Une référence vient à l’esprit à cet égard. Elle a marqué tout un pan de notre histoire contemporaine : c’est la Conférence d’Helsinki, qui a réuni de 1973 à 1975, donc en pleine guerre froide, les Etats d’un continent pourtant coupé en deux camps antagoniques. Comment ce qui était possible dans ces conditions ne le serait-il pas aujourd’hui ! L’idée d’une « Conférence paneuropéenne de sécurité et de coopération » a d’ailleurs été émise , il y a dix ans, par le Président russe de l’époque, Dmitri Medvedev.

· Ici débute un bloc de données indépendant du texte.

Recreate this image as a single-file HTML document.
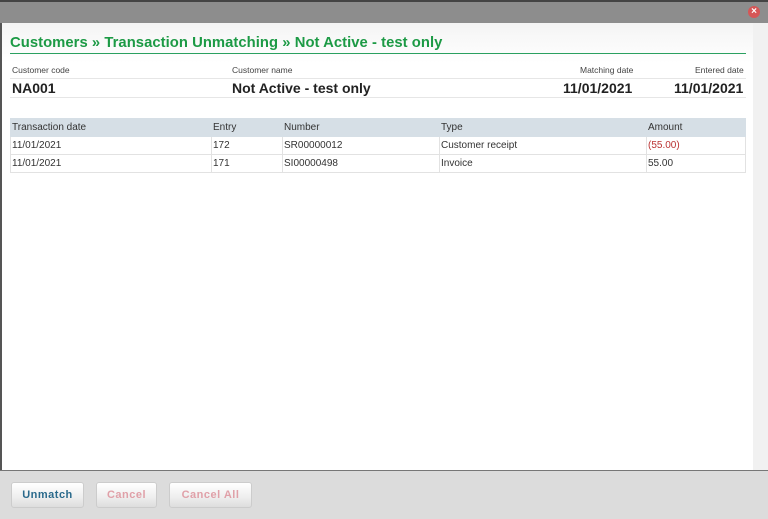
<!DOCTYPE html>
<html><head><style>
body{margin:0;width:768px;height:518px;overflow:hidden;background:#fff;font-family:"Liberation Sans",sans-serif;position:relative}
.top{position:absolute;left:0;top:0;width:768px;height:2px;background:#444}
.bar{position:absolute;left:0;top:2px;width:768px;height:21px;background:#8d8d8d}
.close{position:absolute;left:748px;top:6px;width:12px;height:12px;border-radius:50%;background:#d65656;color:#fff;font-size:10px;line-height:12px;text-align:center;font-weight:bold}
.lb{position:absolute;left:0;top:0;width:2px;height:518px;background:#555}
.content{position:absolute;left:2px;top:23px;width:751px;height:448px;background:linear-gradient(#f4f4f4,#fff 40px)}
.sb{position:absolute;left:753px;top:23px;width:15px;height:448px;background:#f1f1f1}
h1{position:absolute;left:10px;top:35px;margin:0;font-size:14.8px;color:#1c9a45;font-weight:bold;white-space:nowrap;letter-spacing:.05px}
.gl{position:absolute;left:10px;top:53px;width:736px;height:1px;background:#2aa060}
.lab{position:absolute;top:65px;font-size:8.5px;color:#444}
.val{position:absolute;top:80px;font-size:14px;font-weight:bold;color:#222}
.sep{position:absolute;left:10px;width:736px;height:1px;background:#e6e6e6}
table{position:absolute;left:10px;top:118px;width:736px;border-collapse:collapse;font-size:10px;color:#333;table-layout:fixed}
td{height:17px;padding:0 1px;border:1px solid #e2e2e2;white-space:nowrap;overflow:hidden}
tr.h td{background:#d6dfe6;border-color:#d6dfe6}
.foot{position:absolute;left:0;top:470px;width:768px;height:48px;background:#dcdcdc;border-top:1px solid #777}
.btn{position:absolute;top:482px;height:24px;border:1px solid #ccc;border-radius:3px;background:linear-gradient(#fff,#eee 60%,#ddd);font-size:11px;font-weight:bold;text-align:center;line-height:24px;letter-spacing:.5px}
</style></head><body>
<div class="lb"></div><div class="top"></div><div class="bar"></div><div class="close">×</div>
<div class="content"></div><div class="sb"></div>
<h1>Customers » Transaction Unmatching » Not Active - test only</h1>
<div class="gl"></div>
<div class="lab" style="left:12px">Customer code</div>
<div class="lab" style="left:232px">Customer name</div>
<div class="lab" style="left:580px">Matching date</div>
<div class="lab" style="left:695px">Entered date</div>
<div class="sep" style="top:78px"></div>
<div class="val" style="left:12px">NA001</div>
<div class="val" style="left:232px">Not Active - test only</div>
<div class="val" style="left:563px">11/01/2021</div>
<div class="val" style="left:674px">11/01/2021</div>
<div class="sep" style="top:97px"></div>
<table>
<colgroup><col style="width:201px"><col style="width:71px"><col style="width:157px"><col style="width:207px"><col></colgroup>
<tr class="h"><td>Transaction date</td><td>Entry</td><td>Number</td><td>Type</td><td>Amount</td></tr>
<tr><td>11/01/2021</td><td>172</td><td>SR00000012</td><td>Customer receipt</td><td style="color:#b33">(55.00)</td></tr>
<tr><td>11/01/2021</td><td>171</td><td>SI00000498</td><td>Invoice</td><td>55.00</td></tr>
</table>
<div class="foot"></div>
<div class="btn" style="left:11px;width:71px;color:#2a6a8c">Unmatch</div>
<div class="btn" style="left:96px;width:59px;color:#e0a0a8">Cancel</div>
<div class="btn" style="left:169px;width:81px;color:#e0a0a8">Cancel All</div>
</body></html>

Il mettait en particulier l’accent sur un principe qui mérite effectivement d’être discuté -ce que les dirigeants de l’UE ont refusé de faire pour ne pas gêner l’élargissement de l’OTAN vers l’Est ou l’installation du « bouclier anti-missile » en Pologne et en République tchèque, cher à Washington. Ce principe est celui de « l’indivisibilité de la sécurité » : chaque État signataire d’un tel traité s’engage à ne prendre aucune mesure pour sa propre sécurité si elle contrevient à la sécurité d’un autre État signataire du traité. Voilà un débat qu’ il serait plus qu’urgent d’ouvrir ! Non seulement pour trouver une issue au conflit russo-ukrainien, mais parce qu’une paix durable sur notre continent est à ce prix.